Given records:
"""
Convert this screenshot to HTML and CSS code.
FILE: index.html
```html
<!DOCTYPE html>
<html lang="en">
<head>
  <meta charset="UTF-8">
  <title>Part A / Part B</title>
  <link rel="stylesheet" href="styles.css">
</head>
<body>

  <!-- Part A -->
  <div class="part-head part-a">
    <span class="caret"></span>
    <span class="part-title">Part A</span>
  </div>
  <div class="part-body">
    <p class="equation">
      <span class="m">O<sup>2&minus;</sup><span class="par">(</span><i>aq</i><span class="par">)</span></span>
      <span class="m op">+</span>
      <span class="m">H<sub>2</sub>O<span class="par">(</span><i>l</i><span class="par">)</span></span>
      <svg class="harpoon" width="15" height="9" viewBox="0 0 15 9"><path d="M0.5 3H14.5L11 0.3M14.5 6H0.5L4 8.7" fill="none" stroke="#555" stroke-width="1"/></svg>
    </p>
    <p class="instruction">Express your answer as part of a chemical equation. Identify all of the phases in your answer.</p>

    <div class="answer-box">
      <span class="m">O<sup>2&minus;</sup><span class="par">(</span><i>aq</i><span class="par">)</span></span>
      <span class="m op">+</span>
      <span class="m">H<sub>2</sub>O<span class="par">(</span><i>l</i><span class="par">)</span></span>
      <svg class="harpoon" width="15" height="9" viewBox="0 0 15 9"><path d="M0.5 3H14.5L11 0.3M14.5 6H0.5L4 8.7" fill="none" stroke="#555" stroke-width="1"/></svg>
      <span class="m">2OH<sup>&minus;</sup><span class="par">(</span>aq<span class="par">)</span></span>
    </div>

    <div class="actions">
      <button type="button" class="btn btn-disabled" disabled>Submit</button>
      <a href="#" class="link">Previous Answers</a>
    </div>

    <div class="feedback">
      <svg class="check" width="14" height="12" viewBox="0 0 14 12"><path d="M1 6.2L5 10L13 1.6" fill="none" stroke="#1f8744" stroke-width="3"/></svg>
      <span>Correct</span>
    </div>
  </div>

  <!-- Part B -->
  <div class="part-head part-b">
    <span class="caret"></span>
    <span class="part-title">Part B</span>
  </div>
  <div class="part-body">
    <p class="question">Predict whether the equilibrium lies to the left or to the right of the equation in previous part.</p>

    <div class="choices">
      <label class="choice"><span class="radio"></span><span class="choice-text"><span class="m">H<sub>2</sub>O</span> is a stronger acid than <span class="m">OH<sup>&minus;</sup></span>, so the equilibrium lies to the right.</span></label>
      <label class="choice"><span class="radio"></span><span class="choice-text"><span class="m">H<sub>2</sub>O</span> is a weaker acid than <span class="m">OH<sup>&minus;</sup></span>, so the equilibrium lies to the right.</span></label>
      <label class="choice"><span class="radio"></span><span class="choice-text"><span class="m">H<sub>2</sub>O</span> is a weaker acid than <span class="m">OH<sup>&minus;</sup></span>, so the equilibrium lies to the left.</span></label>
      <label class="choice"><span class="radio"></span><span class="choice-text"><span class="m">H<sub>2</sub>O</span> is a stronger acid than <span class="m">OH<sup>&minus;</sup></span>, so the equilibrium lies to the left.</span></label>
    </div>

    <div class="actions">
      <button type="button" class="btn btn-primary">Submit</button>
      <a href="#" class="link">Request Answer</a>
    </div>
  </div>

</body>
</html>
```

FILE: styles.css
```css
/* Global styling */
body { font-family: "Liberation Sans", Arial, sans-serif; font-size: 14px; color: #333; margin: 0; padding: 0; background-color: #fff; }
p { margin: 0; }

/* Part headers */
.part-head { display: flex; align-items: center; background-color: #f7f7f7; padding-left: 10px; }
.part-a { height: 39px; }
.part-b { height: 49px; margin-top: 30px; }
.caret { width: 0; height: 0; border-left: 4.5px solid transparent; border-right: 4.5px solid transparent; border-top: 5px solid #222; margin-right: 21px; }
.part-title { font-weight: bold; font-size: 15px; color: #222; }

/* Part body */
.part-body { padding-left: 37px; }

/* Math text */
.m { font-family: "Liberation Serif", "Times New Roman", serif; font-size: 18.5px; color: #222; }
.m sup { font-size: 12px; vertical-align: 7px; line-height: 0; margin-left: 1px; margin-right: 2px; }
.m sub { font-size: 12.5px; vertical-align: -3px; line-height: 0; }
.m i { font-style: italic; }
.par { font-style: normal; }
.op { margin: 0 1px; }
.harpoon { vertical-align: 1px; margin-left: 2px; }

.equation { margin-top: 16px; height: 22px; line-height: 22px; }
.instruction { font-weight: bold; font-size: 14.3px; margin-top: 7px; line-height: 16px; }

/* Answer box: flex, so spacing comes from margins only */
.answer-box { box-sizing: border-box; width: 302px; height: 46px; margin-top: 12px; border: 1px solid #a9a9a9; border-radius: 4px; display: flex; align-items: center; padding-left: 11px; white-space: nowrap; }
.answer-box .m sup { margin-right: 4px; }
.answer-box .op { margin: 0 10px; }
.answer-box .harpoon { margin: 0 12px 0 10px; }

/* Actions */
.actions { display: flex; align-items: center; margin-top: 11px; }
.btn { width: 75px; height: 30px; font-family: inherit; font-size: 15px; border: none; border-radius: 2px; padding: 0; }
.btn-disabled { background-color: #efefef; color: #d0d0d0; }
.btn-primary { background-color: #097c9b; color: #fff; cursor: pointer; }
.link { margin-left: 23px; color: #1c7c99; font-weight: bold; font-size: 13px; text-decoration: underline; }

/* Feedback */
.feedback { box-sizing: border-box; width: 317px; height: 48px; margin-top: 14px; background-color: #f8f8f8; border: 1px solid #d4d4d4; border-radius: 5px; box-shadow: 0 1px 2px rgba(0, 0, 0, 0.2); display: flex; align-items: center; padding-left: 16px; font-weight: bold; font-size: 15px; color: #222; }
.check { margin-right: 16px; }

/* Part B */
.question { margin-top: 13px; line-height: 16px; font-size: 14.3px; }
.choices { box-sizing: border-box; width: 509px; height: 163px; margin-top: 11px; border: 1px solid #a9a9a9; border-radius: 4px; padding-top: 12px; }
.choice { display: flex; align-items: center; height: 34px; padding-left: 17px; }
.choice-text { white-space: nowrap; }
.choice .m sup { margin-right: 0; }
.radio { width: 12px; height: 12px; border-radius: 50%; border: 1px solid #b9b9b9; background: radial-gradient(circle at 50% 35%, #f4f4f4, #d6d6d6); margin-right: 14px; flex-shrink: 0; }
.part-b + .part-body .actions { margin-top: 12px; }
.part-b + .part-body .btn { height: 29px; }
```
"""
"""
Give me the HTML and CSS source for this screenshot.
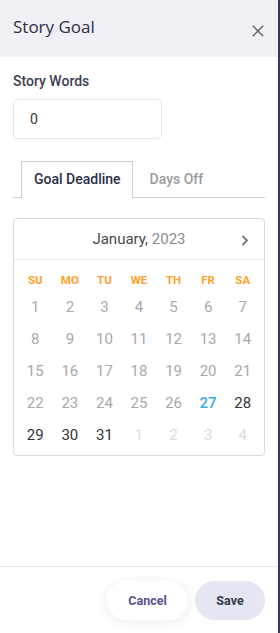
"""
Set problem:
Of all the lines in the entries, how many contain the word "screenshot"? Give only the number.

Full answer:
2